When using the CNN network illustrated in FIG. 2 for video style transfer, temporal instability and popping result from the style changing radically when the input changes very little. In fact, the changes in pixel values from frame-to-frame are mostly noise. Taking this into consideration, we impose a new loss, called stability loss, to simulate this flicker effect (i.e., caused by noise) and then reduce it. The stabilization is done at training time, allowing for an unruffled style transfer of videos in real-time.
FIG. 3 illustrates architecture of the proposed CNN network. As illustrated in FIG. 3, this CNN system is composed of a stylizing network (fw) and a loss network, which will be detailed below in detail respectively.
The stylizing network is trained to transform input images to output images. As mentioned before, in case of video style transfer, the input image can be deemed as one frame of image of the video to be transferred. With the architecture of FIG. 3, an original image (that is, the input image x) and a noise image (x*), which is obtained by manually adding a small amount of noise to the input image, are input to the stylizing network. Based on the input image x and the noise image x* received, the stylizing network can generate stylized images y and y*, here, the stylized images are named as stylized content mage y and stylized noise image y* respectively, where y is the stylized image of x and y* is the stylized image of y, and they will then be input to the loss network.
The stylizing network is a deep residual convolutional neural network parameterized by a weight W; it converts the input image or multiple input images x into an output image or output images y via a mapping y=fw(x). Similarly, it converts the noise image y into an output noise image y* via a mapping y*=*(x*).Where fw( ) is the stylizing network (illustrated in FIG. 4) and represents a mapping between input images and output images. As one implementation, both the input image and the output image can be color pictures of 3*256*256. The following Table 1 illustrates architecture of the stylizing network. Referring to FIG. 3 and Table 1, the stylizing network consists of an encoder, bottleneck modules, and a decoder. The encoder is configured for general image construction. The decoder is symmetrical to the encoder and conducts up-sampling layers to enlarge the spatial resolutions of feature maps.
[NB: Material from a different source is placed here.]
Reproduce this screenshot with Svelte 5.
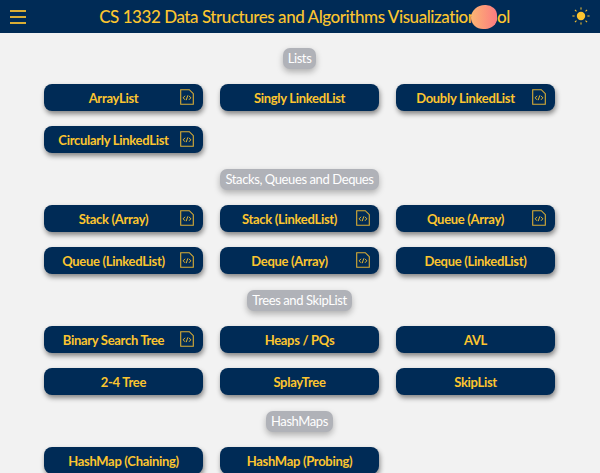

A sequence of operations used in the bottleneck module (projection, convolution, projection) can be seen as decomposing one large convolution layer into a series of smaller and simpler operations.

TABLE 1

Part	Input Shape	Operation	Output Shape

encoder	(h, w, n_c)	CONV-(C64, K7 × 7, S1 × 1, P_same), ReLU, Instance Normal	(h, w, 64)

	(h, w, 64)	CONV-(C128, K4 × 4, S2 × 2, P_same), ReLU, Instance Normal	$(\frac{h}{2}, \frac{w}{2}, 128)$

	$(\frac{h}{2}, \frac{w}{2}, 128)$	CONV-(C256, K4 × 4, S2 × 2, P_same), ReLU, Instance Normal	$(\frac{h}{4}, \frac{w}{4}, 256)$

bottleneck	$(\frac{h}{8}, \frac{w}{8}, 256)$	Residual Block:CONV-(C256, K3 × 3, S1 × 1, P_same), ReLU, Instance Normal	$(\frac{h}{8}, \frac{w}{8}, 256)$

	$(\frac{h}{8}, \frac{w}{8}, 256)$	Residual Block:CONV-(C256, K3 × 3, S1 × 1, P_same), ReLU, Instance Normal	$(\frac{h}{8}, \frac{w}{8}, 256)$

	$(\frac{h}{8}, \frac{w}{8}, 256)$	Residual Block:CONV-(C256, K3 × 3, S1 × 1, P_same), ReLU, Instance Normal	$(\frac{h}{8}, \frac{w}{8}, 256)$

	$(\frac{h}{8}, \frac{w}{8}, 256)$	Residual Block:CONV-(C256, K3 × 3, S1 × 1, P_same), ReLU, Instance Normal	$(\frac{h}{8}, \frac{w}{8}, 256)$

	$(\frac{h}{8}, \frac{w}{8}, 256)$	Residual Block:CONV-(C256, K3 × 3, S1 × 1, P_same), ReLU, Instance Normal	$(\frac{h}{8}, \frac{w}{8}, 256)$

	$(\frac{h}{8}, \frac{w}{8}, 256)$	Residual Block:CONV-(C256, K3 × 3, S1 × 1, P_same), ReLU, Instance Normal	$(\frac{h}{8}, \frac{w}{8}, 256)$

docoder	$(\frac{h}{4}, \frac{w}{4}, 256)$	DECONV-(C128, K4 × 4, S2 × 2, P_same), ReLU, Instance Normal	$(\frac{h}{2}, \frac{w}{2}, 128)$

	$(\frac{h}{2}, \frac{w}{2}, 128)$	DECONV-(C64, K4 × 4, S2 × 2, P_same), ReLU, Instance Normal	(h, w, 64)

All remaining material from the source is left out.